--- begin Information shown ---
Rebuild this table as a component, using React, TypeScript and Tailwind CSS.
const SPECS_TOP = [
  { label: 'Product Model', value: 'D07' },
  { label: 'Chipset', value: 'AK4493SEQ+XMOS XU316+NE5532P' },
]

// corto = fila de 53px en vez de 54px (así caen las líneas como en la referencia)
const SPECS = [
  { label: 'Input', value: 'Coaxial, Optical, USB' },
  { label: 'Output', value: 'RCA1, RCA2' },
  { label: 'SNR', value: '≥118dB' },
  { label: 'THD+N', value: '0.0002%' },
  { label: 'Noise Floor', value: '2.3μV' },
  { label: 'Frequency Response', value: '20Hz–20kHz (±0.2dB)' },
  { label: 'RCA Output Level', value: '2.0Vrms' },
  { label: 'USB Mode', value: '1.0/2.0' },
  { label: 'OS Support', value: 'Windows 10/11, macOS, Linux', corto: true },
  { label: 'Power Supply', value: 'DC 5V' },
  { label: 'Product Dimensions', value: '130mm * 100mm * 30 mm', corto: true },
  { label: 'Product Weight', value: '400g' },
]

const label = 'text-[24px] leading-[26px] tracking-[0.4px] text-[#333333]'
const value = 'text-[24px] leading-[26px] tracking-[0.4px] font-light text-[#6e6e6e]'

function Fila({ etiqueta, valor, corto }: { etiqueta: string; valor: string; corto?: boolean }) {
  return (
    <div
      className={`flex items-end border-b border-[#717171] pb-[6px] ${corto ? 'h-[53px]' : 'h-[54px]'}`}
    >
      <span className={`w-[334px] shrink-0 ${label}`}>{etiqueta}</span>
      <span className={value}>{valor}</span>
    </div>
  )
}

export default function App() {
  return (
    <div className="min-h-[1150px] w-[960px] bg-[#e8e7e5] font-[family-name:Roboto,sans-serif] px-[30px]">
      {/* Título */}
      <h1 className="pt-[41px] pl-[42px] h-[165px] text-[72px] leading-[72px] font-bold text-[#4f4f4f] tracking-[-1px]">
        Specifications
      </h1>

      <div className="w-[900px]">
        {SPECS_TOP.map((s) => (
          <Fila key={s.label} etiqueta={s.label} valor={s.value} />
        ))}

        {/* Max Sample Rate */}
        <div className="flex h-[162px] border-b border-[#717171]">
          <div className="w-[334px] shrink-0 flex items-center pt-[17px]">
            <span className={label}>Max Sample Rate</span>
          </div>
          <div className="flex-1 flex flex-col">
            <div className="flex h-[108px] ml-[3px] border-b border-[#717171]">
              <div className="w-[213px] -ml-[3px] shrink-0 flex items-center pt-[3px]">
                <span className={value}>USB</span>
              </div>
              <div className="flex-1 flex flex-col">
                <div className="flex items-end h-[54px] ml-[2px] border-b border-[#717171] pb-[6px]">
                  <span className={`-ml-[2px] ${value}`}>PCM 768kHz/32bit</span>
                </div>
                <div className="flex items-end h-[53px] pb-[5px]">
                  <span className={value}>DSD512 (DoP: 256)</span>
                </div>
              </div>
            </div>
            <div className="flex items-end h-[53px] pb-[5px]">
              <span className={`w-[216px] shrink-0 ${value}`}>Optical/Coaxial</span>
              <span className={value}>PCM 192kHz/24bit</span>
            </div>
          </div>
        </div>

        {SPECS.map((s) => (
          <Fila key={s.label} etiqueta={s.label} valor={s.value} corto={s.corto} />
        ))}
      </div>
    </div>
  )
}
--- end Information shown ---
--- begin Information shown ---
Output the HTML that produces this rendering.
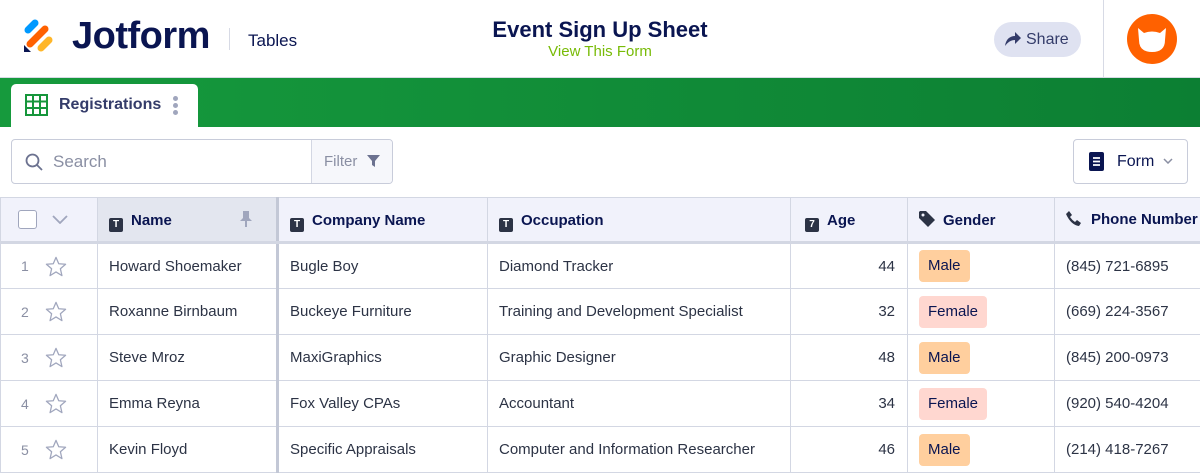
--- end Information shown ---
--- begin Information shown ---
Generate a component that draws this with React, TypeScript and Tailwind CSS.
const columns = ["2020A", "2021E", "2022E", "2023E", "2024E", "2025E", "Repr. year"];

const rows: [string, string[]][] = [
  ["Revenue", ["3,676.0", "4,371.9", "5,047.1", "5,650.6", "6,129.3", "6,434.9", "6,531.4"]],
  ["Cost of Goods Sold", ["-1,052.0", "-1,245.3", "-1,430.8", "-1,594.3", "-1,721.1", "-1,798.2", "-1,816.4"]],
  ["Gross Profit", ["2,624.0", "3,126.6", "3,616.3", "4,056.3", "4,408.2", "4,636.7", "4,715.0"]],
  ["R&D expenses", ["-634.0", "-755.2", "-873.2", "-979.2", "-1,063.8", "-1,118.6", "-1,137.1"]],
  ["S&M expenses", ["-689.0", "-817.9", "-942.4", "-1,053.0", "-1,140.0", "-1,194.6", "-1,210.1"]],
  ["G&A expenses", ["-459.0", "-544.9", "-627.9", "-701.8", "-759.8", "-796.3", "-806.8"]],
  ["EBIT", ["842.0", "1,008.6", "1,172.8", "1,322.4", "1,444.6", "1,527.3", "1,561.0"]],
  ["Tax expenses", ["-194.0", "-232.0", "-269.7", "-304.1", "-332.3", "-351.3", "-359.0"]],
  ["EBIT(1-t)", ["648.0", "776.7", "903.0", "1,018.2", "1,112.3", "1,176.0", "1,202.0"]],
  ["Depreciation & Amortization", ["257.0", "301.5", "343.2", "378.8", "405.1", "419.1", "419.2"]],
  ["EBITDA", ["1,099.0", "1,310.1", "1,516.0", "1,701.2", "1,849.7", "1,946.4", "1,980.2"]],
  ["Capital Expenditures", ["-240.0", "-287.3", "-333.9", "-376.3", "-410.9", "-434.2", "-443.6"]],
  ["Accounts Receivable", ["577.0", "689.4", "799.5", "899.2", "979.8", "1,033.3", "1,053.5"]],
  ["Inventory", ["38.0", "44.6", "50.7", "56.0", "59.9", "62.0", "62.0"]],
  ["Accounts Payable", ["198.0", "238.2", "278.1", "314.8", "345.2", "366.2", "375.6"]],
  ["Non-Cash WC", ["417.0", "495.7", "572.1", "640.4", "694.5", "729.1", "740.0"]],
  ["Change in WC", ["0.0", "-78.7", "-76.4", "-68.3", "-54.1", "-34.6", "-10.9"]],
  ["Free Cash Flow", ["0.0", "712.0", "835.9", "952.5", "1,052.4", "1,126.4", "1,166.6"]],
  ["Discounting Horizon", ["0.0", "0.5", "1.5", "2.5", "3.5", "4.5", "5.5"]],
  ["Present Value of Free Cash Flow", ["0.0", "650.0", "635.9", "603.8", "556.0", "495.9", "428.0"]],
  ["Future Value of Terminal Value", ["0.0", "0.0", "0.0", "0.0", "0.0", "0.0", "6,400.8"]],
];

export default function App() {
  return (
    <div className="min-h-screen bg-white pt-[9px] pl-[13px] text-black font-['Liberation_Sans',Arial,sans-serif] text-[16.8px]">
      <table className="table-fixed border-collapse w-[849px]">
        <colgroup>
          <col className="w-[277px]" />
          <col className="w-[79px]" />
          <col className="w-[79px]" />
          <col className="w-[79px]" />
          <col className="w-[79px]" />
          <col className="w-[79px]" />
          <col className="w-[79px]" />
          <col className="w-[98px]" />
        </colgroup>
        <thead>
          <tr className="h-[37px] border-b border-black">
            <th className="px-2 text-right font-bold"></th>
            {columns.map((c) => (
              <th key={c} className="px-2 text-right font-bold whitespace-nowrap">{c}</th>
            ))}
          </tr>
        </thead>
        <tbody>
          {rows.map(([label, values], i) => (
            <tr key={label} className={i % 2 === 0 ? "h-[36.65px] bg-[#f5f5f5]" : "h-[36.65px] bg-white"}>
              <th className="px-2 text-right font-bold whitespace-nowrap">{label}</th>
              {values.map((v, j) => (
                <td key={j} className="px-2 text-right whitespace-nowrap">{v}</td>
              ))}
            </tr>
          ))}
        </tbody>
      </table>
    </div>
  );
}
--- end Information shown ---
Stated goal: From the records above, give again exactly the lines running from the line with "Rebuild this table" to the line with "const value = 'text-[24px]", inclusive.

Response below:
Rebuild this table as a component, using React, TypeScript and Tailwind CSS.
const SPECS_TOP = [
  { label: 'Product Model', value: 'D07' },
  { label: 'Chipset', value: 'AK4493SEQ+XMOS XU316+NE5532P' },
]

// corto = fila de 53px en vez de 54px (así caen las líneas como en la referencia)
const SPECS = [
  { label: 'Input', value: 'Coaxial, Optical, USB' },
  { label: 'Output', value: 'RCA1, RCA2' },
  { label: 'SNR', value: '≥118dB' },
  { label: 'THD+N', value: '0.0002%' },
  { label: 'Noise Floor', value: '2.3μV' },
  { label: 'Frequency Response', value: '20Hz–20kHz (±0.2dB)' },
  { label: 'RCA Output Level', value: '2.0Vrms' },
  { label: 'USB Mode', value: '1.0/2.0' },
  { label: 'OS Support', value: 'Windows 10/11, macOS, Linux', corto: true },
  { label: 'Power Supply', value: 'DC 5V' },
  { label: 'Product Dimensions', value: '130mm * 100mm * 30 mm', corto: true },
  { label: 'Product Weight', value: '400g' },
]

const label = 'text-[24px] leading-[26px] tracking-[0.4px] text-[#333333]'
const value = 'text-[24px] leading-[26px] tracking-[0.4px] font-light text-[#6e6e6e]'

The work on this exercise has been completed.